Books from the Middle East to fall in love with
A four-letter word with immense power and the most enigmatic feeling of all. Love is fickle yet potent, whether it is for a special someone, family and friends or for a specific passion. Great writers wrote about eternal loves, and their fictional stories move us to this day, be it William Shakespeare’s tragic love story, Romeo and Juliet, or our adored Middle Eastern equivalent, The Story of Layla and Majnun. Enjoy the different forms of love in these four books.
In 128 pages, the devoted Iranian- American translator of Rumi, the Persian poet, gifts the world one of the most treasured written works— The Love Poems of Rumi. The book transcends readers into a serene place, where love lies within each page.
Translated by Nader Khalili.
Ella Rubenstein, an unhappily-married literary agent reads Sweet Blasphemy, a novel by Aziz Zahara. The story is about Rumi and his confidant Shams, and Rumi’s transformation through forty love rules. As Ella reads on, she feels Zahara is acting as Shams was to Rumi—teaching her how to set herself free and to follow her own heart.

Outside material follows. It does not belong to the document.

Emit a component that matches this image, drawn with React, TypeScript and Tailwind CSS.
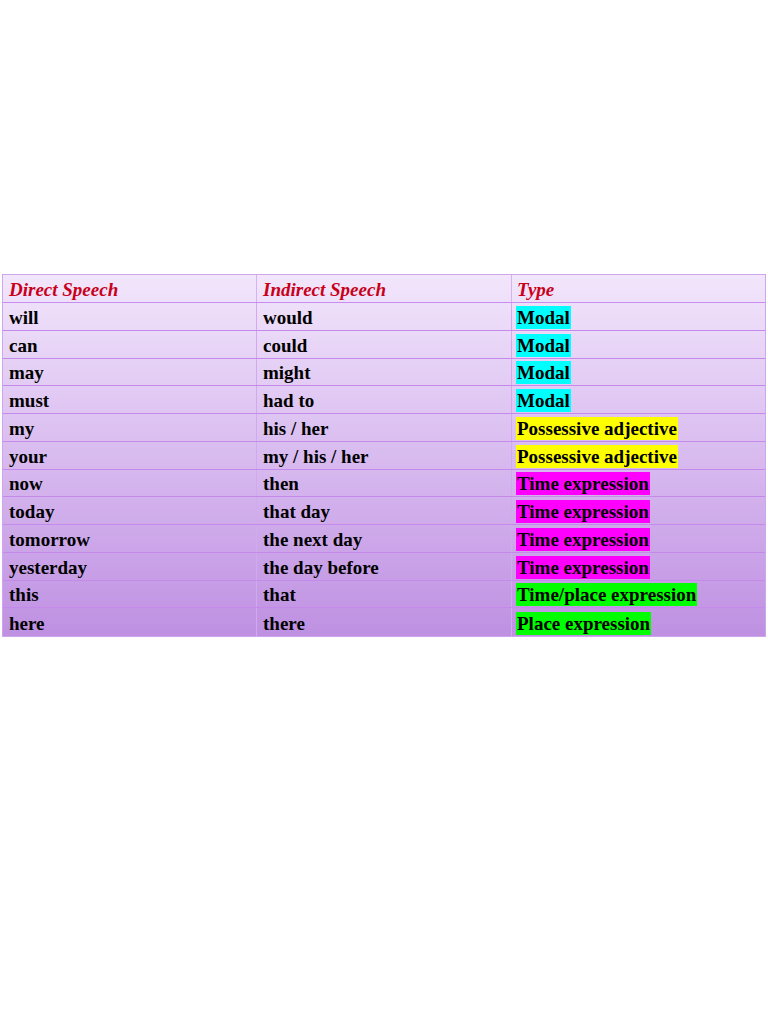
const rows: { d: string; i: string; t: string; c: string }[] = [
  { d: "will", i: "would", t: "Modal", c: "bg-[#00ffff]" },
  { d: "can", i: "could", t: "Modal", c: "bg-[#00ffff]" },
  { d: "may", i: "might", t: "Modal", c: "bg-[#00ffff]" },
  { d: "must", i: "had to", t: "Modal", c: "bg-[#00ffff]" },
  { d: "my", i: "his / her", t: "Possessive adjective", c: "bg-[#ffff00]" },
  { d: "your", i: "my / his / her", t: "Possessive adjective", c: "bg-[#ffff00]" },
  { d: "now", i: "then", t: "Time expression", c: "bg-[#ff00ff]" },
  { d: "today", i: "that day", t: "Time expression", c: "bg-[#ff00ff]" },
  { d: "tomorrow", i: "the next day", t: "Time expression", c: "bg-[#ff00ff]" },
  { d: "yesterday", i: "the day before", t: "Time expression", c: "bg-[#ff00ff]" },
  { d: "this", i: "that", t: "Time/place expression", c: "bg-[#00ff00]" },
  { d: "here", i: "there", t: "Place expression", c: "bg-[#00ff00]" },
];

export default function App() {
  return (
    <div className="w-[768px] h-[1024px] bg-white pt-[274px] pl-[2px]">
      <div
        className="w-[764px] border border-[#cfa6ee] bg-gradient-to-b from-[#f2e6fb] to-[#bf90e2] text-[19px] leading-none font-bold text-black"
        style={{ fontFamily: '"Liberation Serif", "Times New Roman", serif' }}
      >
        <div className="grid grid-cols-[254px_255px_1fr] h-[28px] border-b border-[#c98cf0]">
          <div className="pl-[6px] pt-[2px] flex items-center italic text-[#c8001a] border-r border-[#d7b2f2]">Direct Speech</div>
          <div className="pl-[6px] pt-[2px] flex items-center italic text-[#c8001a] border-r border-[#d7b2f2]">Indirect Speech</div>
          <div className="pl-[5px] pt-[2px] flex items-center italic text-[#c8001a]">Type</div>
        </div>
        {rows.map((r, idx) => (
          <div
            key={idx}
            className={
              "grid grid-cols-[254px_255px_1fr] h-[27.75px] " +
              (idx < rows.length - 1 ? "border-b border-[#c489ea]" : "")
            }
          >
            <div className="pl-[6px] pt-[2px] flex items-center border-r border-[#d2a8ef]">{r.d}</div>
            <div className="pl-[6px] pt-[2px] flex items-center border-r border-[#d2a8ef]">{r.i}</div>
            <div className="pl-[4px] pt-[2px] flex items-center">
              <span className={r.c + " px-[1px] py-[2px]"}>{r.t}</span>
            </div>
          </div>
        ))}
      </div>
    </div>
  );
}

A cross-cultural love story. Isabel Parkman and an Egyptian-American conductor parallel her great-grandparent’s story of Anna Winterbourne and Sharif al-Baroudi, creating a map full of life and love. Published in 1999, The Map of Love stands the test of time as an extraordinary, romantic tale.
Arabian Romantic captures what it was like to live in central Arabia before the imposition of austere norms by the Wahhabi authorities in the early 20th century: tales of robbery and hot pursuit; perilous desert crossings; scenes of exhaustion and chaos when water is raised from deep wells under harsh conditions; the distress of wounded and worn-out animals on the brink of perdition; once proud warriors who are at the mercy of their enemy on the field of battle. Such images lend poignancy to the suffering of the poet’s love-stricken heart, while also painting a vivid portrait of typical Bedouin life.
Abdallāh ibn Sbayyil Translated by Marcel Kurpershoek.